Email Marketing Benchmarks: How to Compare Your Metrics with Industry Averages

What are Email Marketing Benchmarks?

Email marketing benchmarks are standard performance metrics—such as open rates, click-through rates (CTR), unsubscribe rates, and bounce rates—used to compare your campaign’s success with industry averages. They offer insight into how your emails perform in relation to others in your sector or region.

Why Compare Email Metrics to Industry Benchmarks?

Measuring your metrics against industry benchmarks helps assess how your emails stack up. It gives perspective: Are your open rates strong? Are your CTRs lower than average? Are your unsubscribe rates unusually high? This type of comparison helps marketers find opportunities to improve campaigns based on proven industry data.
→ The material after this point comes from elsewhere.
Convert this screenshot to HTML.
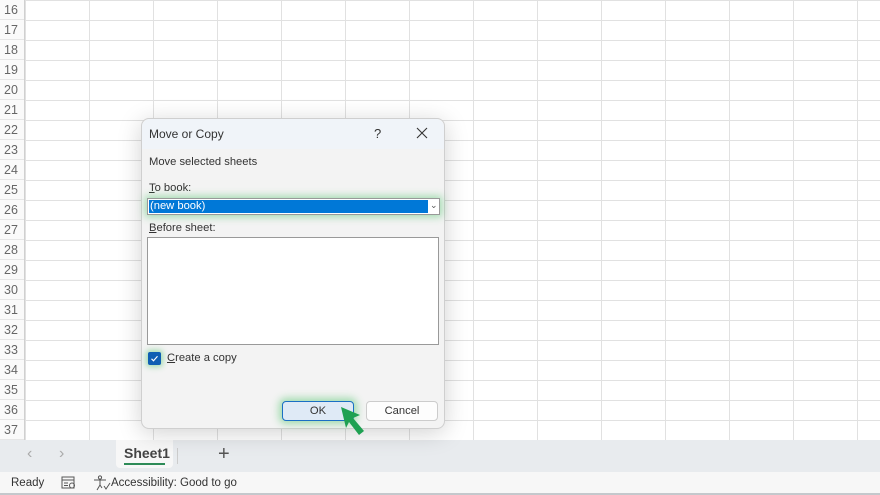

Where to Find Email Marketing Benchmark Data

You can find industry benchmarks from email service providers (ESPs) like Mailchimp, Klaviyo, Constant Contact, and HubSpot. These companies publish annual reports that break down average email performance by industry, company size, and more. Additional data can be found through marketing firms like Campaign Monitor, Smart Insights, or in digital marketing forums and communities.

How to Compare Your Metrics to Industry Standards

Start by reviewing your own data from recent campaigns. Focus on core metrics: open rates, CTR, bounce rates, and unsubscribes. Then, locate industry benchmark reports specific to your field. Make sure you’re comparing apples to apples—similar industries, business models, or audience sizes. Identify where you stand out or fall short, and look deeper into what may be driving those results.
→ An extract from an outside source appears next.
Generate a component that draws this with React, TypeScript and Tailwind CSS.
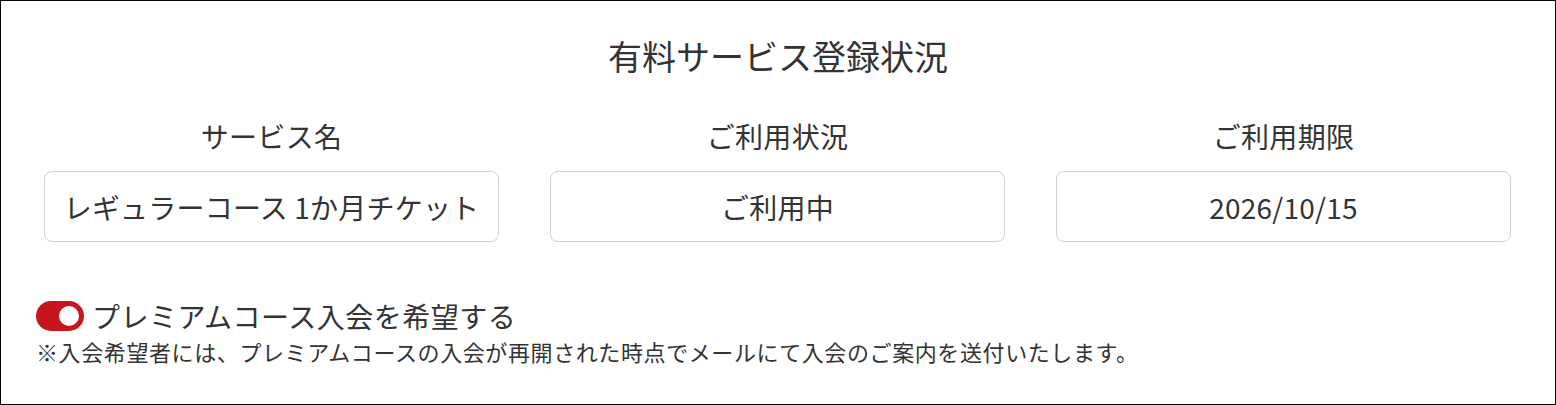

How to Use Benchmark Data to Improve Performance

Use benchmark data as a guide, not a rulebook. Your goal isn’t to match an average—it’s to improve your own performance over time. A below-average CTR might be a sign to refine your calls to action, while a high unsubscribe rate could signal a need to revisit your content strategy or frequency. Benchmarking should support a cycle of testing, analysis, and optimization.

What Else to Consider

Benchmarks provide a helpful frame of reference, but they don’t account for every factor—like audience behavior, campaign goals, or email content quality. A campaign that falls below the industry average in open rate could still be highly effective if it drives strong conversions. Focus on long-term trends in your own data, not just comparisons, and always aim to understand the “why” behind each result.